### Requirements
Copy out every line in which the string "matches" occurs.

### Front-end source files

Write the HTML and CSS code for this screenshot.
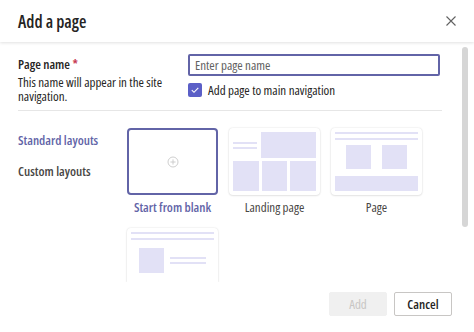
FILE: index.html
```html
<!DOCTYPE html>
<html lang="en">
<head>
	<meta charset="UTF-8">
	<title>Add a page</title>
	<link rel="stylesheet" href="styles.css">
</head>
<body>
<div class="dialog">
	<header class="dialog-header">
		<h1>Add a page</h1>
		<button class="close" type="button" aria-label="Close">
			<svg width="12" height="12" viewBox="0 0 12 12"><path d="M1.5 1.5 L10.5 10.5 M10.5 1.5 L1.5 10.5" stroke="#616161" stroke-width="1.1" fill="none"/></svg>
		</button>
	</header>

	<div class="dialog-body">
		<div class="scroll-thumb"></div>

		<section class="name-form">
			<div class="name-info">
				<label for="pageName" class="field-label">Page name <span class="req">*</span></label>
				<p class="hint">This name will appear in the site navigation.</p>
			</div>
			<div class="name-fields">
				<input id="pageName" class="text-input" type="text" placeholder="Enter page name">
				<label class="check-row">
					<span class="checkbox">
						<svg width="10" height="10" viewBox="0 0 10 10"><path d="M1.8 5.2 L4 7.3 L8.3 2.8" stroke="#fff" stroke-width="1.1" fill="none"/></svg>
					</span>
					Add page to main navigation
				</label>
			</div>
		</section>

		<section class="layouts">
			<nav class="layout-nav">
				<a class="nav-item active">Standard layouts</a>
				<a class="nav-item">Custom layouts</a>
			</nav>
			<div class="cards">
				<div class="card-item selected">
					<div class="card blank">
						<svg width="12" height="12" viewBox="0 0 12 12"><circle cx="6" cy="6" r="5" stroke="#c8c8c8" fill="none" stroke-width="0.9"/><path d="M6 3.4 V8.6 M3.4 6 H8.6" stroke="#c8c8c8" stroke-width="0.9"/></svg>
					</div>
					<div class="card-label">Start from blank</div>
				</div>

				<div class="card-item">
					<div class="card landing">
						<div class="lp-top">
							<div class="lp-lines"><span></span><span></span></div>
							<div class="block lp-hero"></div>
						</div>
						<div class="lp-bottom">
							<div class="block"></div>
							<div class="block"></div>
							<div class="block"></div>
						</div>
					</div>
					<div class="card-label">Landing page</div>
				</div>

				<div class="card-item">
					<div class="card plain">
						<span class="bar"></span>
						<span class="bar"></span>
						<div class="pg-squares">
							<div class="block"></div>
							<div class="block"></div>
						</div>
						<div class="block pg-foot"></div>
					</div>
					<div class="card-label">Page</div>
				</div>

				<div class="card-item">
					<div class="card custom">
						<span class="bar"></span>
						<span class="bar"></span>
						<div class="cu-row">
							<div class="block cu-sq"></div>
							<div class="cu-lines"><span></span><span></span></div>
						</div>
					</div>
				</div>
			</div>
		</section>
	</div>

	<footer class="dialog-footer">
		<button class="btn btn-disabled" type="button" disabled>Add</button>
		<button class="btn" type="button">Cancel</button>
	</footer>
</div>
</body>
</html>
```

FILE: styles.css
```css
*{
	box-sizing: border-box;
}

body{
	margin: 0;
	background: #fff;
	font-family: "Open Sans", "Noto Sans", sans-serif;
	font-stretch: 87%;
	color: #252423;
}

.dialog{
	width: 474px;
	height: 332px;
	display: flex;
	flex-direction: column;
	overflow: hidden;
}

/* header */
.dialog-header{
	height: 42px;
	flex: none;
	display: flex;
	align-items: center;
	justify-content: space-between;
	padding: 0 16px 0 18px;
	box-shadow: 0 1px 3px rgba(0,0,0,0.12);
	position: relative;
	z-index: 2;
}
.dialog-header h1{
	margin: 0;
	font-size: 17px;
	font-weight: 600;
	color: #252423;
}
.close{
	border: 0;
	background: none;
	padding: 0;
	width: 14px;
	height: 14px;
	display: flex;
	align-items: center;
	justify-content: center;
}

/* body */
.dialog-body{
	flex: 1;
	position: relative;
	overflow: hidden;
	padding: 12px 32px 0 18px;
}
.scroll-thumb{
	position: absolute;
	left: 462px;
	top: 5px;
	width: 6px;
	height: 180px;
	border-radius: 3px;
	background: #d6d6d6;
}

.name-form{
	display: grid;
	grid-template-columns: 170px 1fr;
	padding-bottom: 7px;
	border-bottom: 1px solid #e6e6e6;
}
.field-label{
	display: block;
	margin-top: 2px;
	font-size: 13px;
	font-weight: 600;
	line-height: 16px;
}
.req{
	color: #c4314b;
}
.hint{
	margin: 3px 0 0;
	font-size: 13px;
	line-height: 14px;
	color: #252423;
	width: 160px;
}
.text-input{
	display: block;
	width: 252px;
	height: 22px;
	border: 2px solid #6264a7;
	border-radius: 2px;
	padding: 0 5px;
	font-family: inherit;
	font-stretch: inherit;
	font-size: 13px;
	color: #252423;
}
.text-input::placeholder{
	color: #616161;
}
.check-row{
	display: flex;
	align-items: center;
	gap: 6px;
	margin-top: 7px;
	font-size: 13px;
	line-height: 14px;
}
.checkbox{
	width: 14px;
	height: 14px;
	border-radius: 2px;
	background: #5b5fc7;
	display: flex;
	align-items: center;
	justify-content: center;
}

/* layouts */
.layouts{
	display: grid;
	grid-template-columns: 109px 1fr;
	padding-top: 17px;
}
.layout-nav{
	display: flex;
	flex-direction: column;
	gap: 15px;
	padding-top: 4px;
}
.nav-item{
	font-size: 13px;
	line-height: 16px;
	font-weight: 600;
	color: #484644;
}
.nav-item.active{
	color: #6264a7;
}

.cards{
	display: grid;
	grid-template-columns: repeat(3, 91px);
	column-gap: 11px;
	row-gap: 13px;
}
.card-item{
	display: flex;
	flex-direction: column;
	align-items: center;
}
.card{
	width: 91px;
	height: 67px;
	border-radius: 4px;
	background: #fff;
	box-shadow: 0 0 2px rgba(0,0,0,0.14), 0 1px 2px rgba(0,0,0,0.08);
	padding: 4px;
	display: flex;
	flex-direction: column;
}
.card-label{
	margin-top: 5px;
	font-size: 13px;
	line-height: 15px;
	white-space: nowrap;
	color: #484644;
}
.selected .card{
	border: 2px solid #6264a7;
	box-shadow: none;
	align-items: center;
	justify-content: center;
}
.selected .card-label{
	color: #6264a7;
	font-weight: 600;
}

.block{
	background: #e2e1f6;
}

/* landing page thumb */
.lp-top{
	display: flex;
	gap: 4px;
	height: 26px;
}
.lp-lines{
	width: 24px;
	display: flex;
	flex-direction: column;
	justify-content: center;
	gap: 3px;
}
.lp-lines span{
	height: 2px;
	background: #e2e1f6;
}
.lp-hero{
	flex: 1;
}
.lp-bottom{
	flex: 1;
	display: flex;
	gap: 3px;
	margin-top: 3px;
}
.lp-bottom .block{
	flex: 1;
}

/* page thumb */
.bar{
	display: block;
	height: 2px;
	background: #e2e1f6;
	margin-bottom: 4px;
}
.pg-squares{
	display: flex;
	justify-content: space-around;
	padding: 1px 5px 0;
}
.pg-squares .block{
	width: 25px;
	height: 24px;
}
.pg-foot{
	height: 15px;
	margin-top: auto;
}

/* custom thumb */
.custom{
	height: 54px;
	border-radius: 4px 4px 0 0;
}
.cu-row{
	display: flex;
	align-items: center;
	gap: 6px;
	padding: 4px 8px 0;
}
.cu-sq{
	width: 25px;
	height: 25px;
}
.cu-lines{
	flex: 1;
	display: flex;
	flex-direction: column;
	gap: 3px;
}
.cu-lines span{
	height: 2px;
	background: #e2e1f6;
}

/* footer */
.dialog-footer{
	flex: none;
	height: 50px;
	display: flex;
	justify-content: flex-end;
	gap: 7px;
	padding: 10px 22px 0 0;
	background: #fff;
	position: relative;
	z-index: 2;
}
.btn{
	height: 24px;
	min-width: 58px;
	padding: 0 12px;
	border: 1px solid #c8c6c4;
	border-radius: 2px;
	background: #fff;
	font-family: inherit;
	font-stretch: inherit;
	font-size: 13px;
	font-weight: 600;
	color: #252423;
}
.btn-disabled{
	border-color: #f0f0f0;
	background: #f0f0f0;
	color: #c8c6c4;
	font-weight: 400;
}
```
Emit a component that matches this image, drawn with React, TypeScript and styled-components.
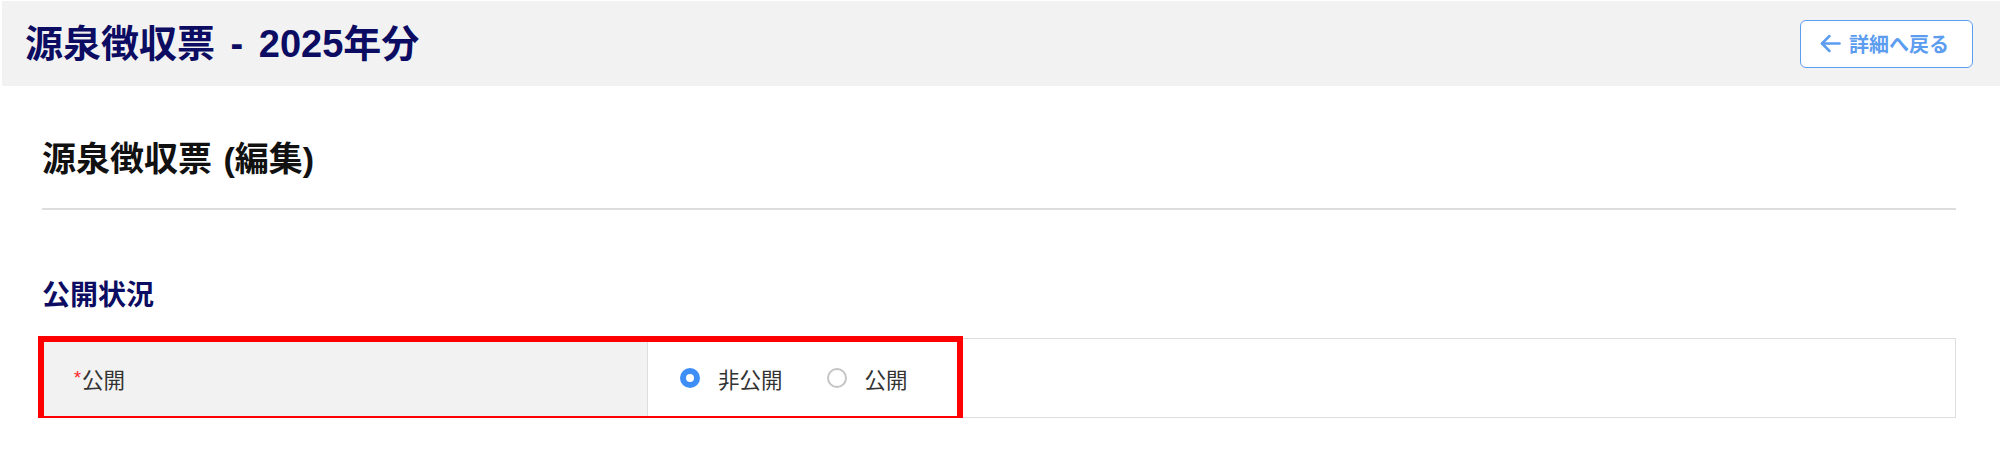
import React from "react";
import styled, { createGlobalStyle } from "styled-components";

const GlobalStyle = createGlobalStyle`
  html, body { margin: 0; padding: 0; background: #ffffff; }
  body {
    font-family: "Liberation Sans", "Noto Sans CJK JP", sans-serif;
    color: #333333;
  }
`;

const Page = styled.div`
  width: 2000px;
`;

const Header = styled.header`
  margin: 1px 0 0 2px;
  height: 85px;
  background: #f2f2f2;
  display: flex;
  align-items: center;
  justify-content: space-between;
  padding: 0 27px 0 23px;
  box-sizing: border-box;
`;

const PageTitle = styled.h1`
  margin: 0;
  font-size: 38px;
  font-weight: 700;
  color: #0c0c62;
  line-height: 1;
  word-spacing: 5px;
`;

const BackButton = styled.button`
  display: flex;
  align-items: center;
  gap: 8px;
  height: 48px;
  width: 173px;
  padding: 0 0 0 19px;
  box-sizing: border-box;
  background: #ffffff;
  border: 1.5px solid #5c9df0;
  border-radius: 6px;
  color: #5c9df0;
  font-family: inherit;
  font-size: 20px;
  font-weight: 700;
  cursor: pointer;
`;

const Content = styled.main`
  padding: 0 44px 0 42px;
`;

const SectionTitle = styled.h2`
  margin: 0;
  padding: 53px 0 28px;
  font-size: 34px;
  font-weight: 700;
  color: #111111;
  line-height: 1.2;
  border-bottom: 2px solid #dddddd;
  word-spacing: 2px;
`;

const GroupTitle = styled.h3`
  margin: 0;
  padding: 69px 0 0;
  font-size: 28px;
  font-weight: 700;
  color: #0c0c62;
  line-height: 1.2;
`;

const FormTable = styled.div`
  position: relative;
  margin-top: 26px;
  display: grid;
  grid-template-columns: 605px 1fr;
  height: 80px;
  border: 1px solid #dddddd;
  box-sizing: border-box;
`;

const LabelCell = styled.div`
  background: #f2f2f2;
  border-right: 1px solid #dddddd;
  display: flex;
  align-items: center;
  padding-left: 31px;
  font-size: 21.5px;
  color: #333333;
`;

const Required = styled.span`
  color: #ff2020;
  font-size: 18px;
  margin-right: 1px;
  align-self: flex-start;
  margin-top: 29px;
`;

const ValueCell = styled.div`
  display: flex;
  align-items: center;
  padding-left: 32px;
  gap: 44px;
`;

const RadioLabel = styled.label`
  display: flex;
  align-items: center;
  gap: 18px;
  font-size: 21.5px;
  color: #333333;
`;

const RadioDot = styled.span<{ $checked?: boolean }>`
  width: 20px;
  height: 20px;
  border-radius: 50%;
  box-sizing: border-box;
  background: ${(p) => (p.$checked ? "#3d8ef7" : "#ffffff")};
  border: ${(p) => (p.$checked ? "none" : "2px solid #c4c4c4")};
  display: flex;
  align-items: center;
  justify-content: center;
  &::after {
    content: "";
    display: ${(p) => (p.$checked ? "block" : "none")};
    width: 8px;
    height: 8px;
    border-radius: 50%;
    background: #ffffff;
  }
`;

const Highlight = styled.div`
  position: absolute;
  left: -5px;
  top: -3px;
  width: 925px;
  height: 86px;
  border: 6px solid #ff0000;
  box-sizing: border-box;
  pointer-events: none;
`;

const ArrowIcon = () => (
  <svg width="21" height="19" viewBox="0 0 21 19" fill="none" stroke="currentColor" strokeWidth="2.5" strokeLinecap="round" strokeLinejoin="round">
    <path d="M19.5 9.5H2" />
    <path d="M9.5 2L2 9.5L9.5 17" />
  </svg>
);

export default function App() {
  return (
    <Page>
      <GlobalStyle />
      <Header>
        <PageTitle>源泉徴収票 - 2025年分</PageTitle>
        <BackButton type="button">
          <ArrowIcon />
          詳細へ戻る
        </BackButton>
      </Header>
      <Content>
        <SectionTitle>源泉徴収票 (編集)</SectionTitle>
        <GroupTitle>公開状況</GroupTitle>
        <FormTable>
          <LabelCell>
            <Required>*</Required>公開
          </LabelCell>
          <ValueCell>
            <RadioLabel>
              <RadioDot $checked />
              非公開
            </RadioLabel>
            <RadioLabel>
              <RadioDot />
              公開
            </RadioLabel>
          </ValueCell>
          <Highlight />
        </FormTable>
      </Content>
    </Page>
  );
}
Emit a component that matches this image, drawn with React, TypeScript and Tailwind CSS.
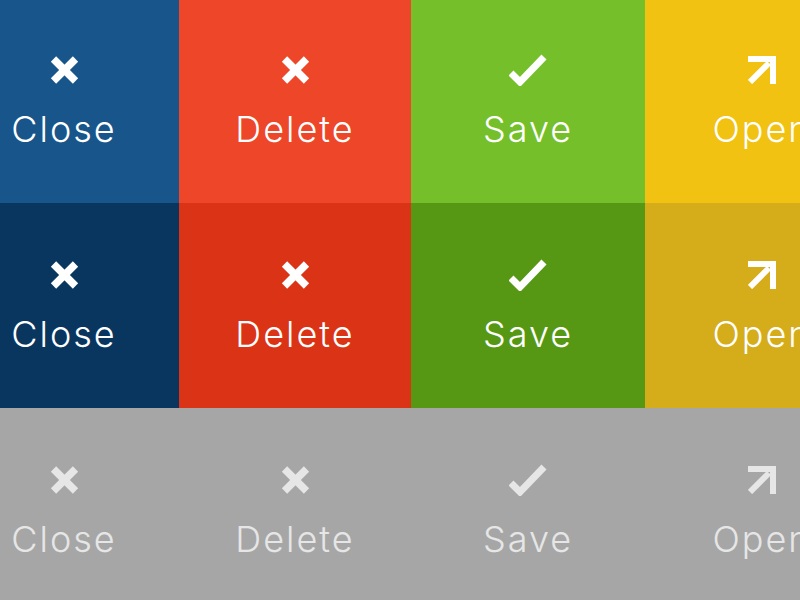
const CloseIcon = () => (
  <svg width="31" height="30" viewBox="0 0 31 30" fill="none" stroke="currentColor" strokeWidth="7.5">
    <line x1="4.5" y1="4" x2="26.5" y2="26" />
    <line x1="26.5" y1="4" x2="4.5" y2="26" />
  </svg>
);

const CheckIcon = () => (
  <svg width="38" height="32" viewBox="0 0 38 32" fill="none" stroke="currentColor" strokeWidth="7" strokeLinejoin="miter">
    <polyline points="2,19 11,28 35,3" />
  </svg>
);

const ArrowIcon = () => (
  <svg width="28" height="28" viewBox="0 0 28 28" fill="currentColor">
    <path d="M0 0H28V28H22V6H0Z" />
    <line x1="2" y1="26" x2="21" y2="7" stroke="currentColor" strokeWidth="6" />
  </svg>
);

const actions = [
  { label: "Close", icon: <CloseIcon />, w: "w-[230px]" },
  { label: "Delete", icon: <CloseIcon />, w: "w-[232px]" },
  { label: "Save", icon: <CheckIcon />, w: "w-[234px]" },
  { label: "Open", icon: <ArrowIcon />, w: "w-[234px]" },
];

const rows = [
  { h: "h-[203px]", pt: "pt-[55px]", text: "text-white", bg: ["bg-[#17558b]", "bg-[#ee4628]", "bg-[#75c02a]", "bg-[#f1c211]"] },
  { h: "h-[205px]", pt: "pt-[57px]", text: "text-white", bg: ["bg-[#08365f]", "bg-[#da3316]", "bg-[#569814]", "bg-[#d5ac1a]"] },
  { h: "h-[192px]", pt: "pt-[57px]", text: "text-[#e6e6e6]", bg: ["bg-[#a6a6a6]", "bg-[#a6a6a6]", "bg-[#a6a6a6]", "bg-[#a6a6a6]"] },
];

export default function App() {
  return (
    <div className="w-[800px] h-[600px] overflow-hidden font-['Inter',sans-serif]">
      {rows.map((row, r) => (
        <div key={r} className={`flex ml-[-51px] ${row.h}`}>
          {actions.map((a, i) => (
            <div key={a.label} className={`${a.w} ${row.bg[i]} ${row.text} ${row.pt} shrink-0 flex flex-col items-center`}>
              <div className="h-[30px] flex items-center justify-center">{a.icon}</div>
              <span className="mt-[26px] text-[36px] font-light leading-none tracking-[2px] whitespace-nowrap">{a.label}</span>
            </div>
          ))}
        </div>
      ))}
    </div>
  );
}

### Full response
Emit a component that matches this image, drawn with React, TypeScript and styled-components.
Emit a component that matches this image, drawn with React, TypeScript and Tailwind CSS.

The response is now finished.